__Provided records__.
========

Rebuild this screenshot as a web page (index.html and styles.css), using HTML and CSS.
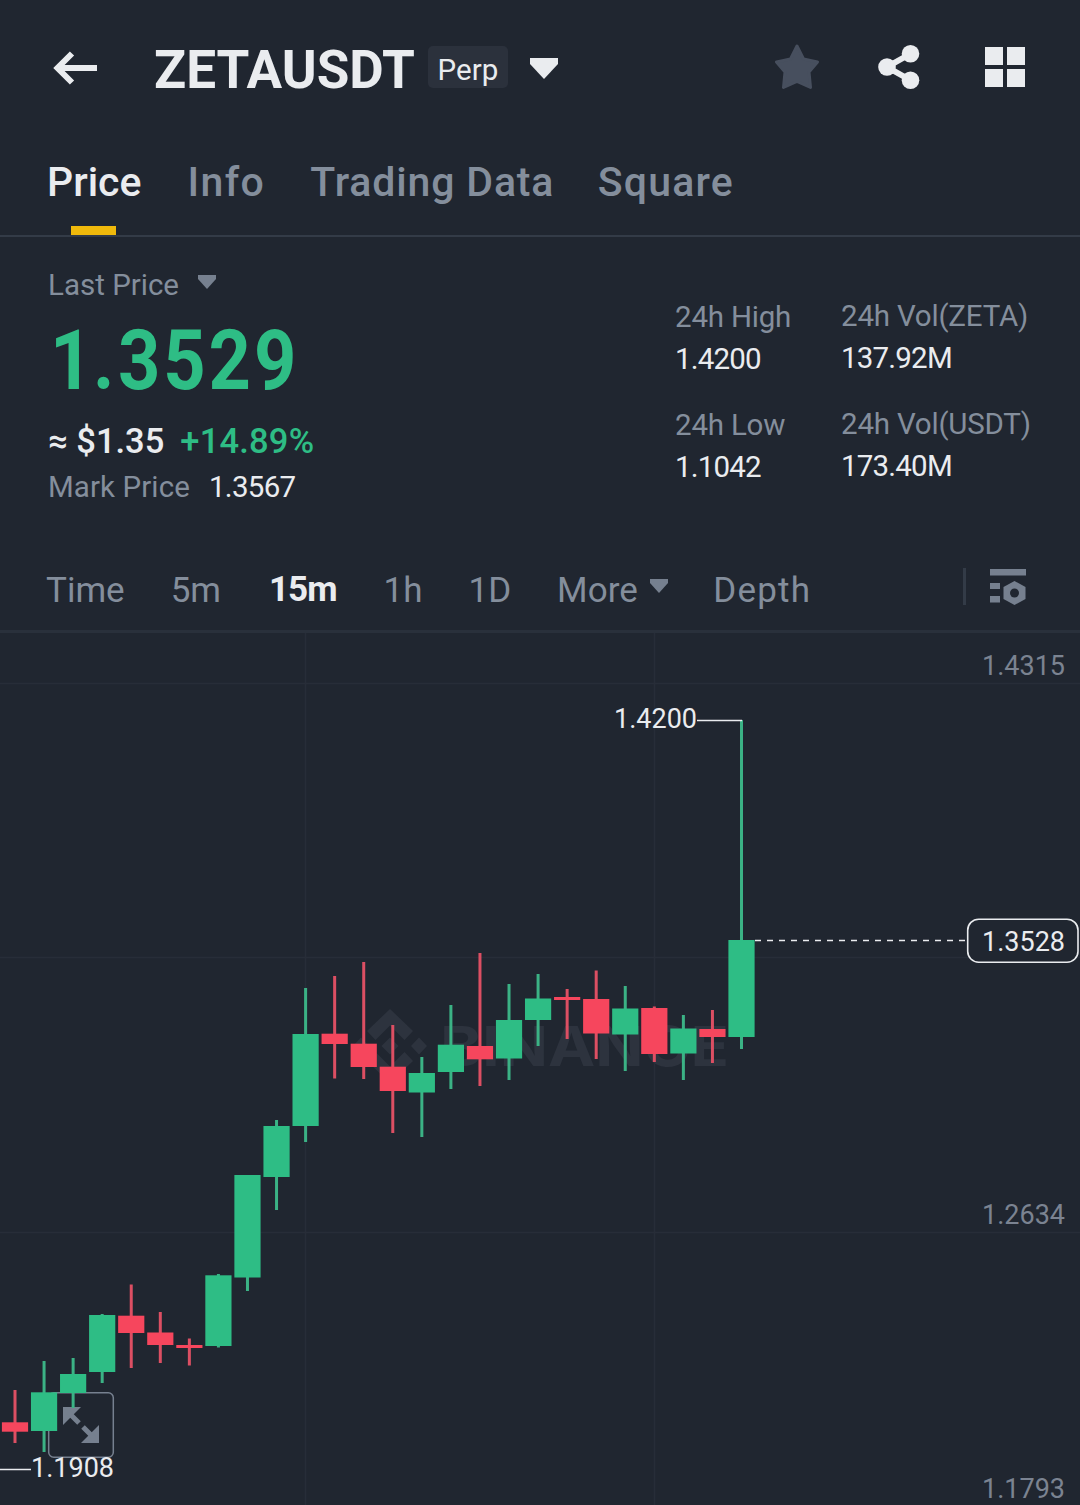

========

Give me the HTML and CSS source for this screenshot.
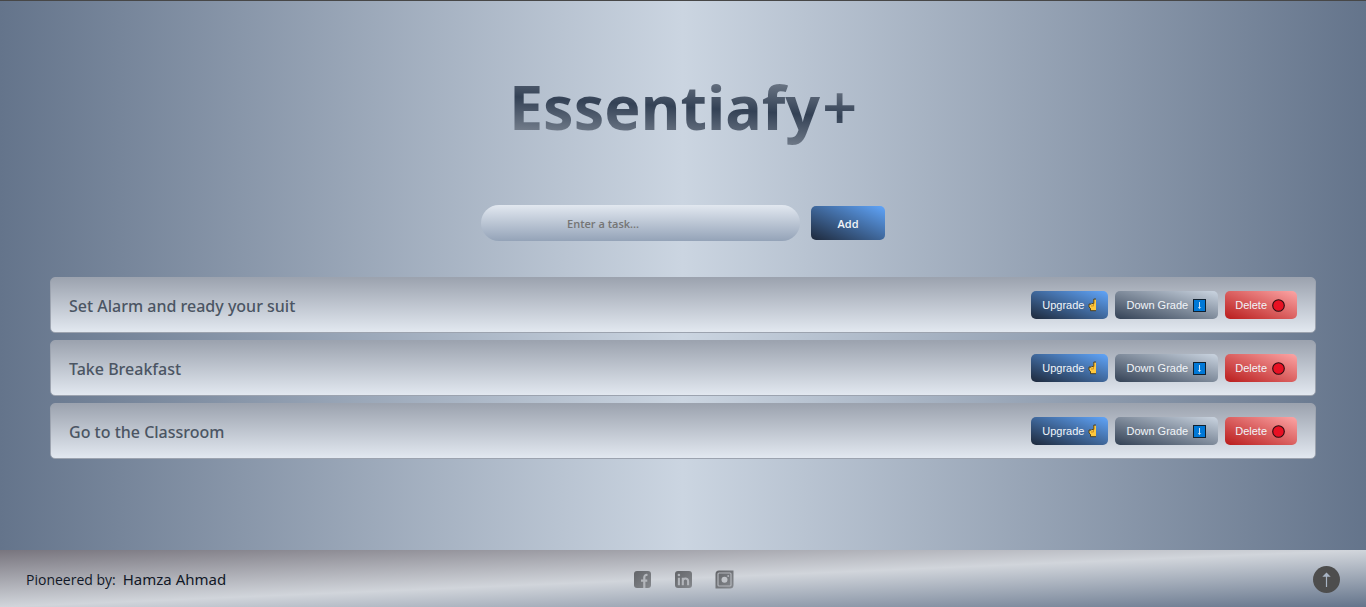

========

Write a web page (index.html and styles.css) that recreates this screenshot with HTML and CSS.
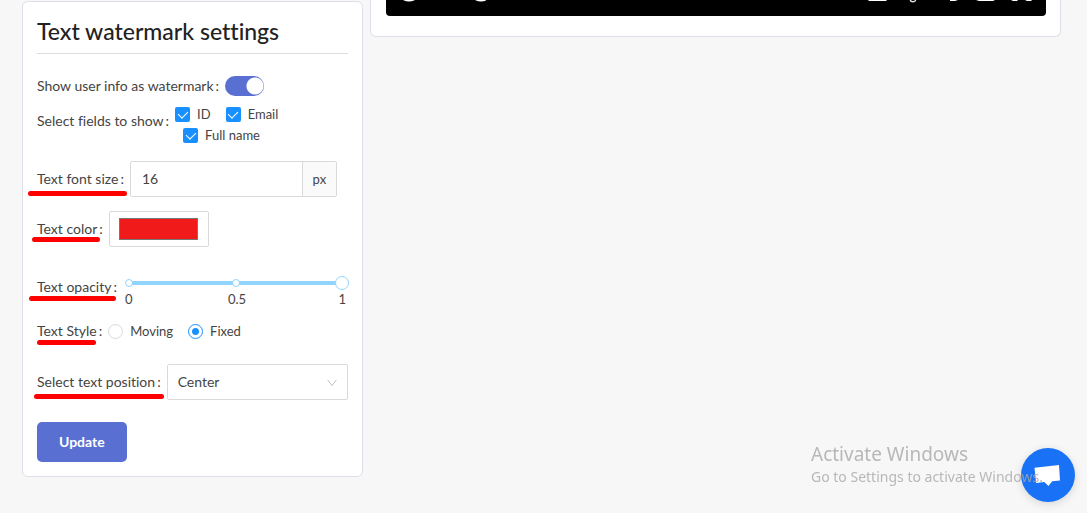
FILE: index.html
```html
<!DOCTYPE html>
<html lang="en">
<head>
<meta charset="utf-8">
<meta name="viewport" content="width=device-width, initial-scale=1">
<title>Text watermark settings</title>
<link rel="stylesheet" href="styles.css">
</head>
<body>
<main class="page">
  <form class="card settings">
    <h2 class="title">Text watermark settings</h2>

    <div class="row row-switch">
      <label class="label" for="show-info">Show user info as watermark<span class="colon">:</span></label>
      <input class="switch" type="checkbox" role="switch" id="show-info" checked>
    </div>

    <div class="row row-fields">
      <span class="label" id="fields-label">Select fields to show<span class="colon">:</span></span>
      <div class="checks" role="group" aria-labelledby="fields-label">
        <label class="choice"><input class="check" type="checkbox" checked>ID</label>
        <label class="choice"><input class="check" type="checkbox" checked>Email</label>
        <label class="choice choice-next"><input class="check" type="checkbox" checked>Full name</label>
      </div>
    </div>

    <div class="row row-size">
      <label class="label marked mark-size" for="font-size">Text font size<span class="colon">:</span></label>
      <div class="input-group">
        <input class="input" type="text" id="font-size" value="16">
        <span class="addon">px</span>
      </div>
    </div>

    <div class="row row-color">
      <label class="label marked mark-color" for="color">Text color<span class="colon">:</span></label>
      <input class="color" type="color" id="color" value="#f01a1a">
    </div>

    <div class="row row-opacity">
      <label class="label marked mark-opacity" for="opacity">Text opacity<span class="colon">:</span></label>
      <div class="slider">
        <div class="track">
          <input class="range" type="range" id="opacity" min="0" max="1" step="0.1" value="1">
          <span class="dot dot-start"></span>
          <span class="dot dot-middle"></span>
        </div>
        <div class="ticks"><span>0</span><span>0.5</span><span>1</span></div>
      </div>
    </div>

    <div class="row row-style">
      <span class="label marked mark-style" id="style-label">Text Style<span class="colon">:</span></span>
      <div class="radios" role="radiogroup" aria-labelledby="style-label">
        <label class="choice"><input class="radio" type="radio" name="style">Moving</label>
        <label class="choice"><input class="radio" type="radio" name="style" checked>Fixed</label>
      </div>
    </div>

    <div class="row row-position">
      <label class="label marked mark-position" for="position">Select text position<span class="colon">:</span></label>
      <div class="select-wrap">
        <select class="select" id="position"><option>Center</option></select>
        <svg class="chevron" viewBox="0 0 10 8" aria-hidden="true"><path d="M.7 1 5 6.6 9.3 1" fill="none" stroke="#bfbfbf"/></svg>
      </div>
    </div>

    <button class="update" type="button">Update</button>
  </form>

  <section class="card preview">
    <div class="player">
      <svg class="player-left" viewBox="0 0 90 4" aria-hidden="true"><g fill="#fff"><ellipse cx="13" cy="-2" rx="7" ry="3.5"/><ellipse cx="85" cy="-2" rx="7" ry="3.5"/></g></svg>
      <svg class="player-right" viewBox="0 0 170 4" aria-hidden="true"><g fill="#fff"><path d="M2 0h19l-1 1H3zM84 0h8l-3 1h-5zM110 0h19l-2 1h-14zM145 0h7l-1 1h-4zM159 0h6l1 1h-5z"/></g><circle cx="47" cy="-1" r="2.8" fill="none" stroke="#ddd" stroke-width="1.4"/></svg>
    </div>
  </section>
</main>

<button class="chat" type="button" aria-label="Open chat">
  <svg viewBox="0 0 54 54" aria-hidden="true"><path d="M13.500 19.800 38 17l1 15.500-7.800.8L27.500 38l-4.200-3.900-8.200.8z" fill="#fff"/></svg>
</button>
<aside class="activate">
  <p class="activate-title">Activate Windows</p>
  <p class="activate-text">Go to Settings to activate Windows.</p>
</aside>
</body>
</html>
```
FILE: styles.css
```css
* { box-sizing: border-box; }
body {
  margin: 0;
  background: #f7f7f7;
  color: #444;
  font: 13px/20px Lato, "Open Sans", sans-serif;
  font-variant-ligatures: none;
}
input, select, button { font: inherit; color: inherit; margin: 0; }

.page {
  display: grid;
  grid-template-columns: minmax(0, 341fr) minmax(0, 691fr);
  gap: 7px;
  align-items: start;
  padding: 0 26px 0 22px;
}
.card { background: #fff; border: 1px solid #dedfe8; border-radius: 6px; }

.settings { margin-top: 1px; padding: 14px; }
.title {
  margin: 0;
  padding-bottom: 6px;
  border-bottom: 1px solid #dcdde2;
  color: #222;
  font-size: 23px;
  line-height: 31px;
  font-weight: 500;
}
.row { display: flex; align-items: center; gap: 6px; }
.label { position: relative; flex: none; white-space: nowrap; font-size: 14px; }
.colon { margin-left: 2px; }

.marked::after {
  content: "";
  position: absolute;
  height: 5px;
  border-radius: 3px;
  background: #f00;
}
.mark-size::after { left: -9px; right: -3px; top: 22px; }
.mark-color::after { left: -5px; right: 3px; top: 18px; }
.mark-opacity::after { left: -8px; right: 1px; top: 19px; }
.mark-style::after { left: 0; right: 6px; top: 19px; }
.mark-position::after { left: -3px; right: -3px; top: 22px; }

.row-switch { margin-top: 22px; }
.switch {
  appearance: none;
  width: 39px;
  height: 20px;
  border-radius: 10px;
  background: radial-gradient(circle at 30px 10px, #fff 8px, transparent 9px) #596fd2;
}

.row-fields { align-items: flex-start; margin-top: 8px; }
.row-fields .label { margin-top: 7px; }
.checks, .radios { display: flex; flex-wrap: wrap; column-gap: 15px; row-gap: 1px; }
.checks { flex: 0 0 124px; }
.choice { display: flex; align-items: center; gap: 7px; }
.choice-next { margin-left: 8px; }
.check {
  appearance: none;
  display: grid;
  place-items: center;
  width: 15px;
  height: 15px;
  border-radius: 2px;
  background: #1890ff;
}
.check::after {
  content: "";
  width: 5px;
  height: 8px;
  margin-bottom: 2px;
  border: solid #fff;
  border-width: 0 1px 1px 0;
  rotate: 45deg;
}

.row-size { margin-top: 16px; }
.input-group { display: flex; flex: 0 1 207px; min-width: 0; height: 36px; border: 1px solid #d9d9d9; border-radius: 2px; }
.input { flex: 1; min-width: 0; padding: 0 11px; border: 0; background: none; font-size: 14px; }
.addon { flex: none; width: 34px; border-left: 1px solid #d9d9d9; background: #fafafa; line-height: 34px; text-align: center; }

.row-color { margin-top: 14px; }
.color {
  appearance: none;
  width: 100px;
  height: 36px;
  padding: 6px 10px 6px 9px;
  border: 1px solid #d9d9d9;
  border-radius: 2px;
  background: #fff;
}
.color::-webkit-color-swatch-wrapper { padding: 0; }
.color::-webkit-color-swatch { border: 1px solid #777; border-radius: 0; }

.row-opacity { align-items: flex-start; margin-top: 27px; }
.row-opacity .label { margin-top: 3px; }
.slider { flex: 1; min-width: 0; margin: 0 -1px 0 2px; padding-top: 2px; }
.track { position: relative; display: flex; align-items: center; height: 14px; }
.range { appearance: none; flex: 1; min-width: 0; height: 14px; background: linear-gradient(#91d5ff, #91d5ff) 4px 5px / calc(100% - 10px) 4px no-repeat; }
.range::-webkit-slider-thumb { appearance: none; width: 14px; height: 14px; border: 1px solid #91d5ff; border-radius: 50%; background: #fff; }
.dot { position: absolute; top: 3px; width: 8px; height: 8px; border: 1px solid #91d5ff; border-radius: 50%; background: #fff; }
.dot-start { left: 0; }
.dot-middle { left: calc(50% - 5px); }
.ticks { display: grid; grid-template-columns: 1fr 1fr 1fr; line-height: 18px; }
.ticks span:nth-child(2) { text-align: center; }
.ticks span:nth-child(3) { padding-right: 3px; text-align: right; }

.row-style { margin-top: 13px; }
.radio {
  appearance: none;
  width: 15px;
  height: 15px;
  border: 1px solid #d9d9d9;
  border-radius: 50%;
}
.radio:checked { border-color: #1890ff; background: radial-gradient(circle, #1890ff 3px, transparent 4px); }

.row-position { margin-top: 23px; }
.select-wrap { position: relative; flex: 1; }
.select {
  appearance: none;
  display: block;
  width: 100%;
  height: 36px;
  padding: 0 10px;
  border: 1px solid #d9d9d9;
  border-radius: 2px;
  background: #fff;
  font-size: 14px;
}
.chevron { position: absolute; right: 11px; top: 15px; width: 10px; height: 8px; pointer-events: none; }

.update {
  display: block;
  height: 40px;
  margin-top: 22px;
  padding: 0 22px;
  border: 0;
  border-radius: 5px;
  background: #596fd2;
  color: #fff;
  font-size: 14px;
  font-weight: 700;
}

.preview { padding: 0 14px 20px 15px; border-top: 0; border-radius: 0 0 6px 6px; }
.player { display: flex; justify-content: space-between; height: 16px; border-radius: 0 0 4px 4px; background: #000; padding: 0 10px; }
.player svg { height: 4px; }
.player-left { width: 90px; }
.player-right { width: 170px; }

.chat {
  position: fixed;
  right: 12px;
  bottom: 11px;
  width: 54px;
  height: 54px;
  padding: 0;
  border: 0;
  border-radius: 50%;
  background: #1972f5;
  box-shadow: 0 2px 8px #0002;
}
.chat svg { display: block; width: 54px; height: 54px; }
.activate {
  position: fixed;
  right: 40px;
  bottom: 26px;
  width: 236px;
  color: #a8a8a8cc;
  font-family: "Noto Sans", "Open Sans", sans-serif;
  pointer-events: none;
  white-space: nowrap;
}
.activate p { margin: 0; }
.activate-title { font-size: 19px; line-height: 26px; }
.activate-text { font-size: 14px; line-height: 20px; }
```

========

__Description of the task__.
Locate the word "this" in the records and collect each line it appears in.

__Worked answer__.
Rebuild this screenshot as a web page (index.html and styles.css), using HTML and CSS.
Give me the HTML and CSS source for this screenshot.
Write a web page (index.html and styles.css) that recreates this screenshot with HTML and CSS.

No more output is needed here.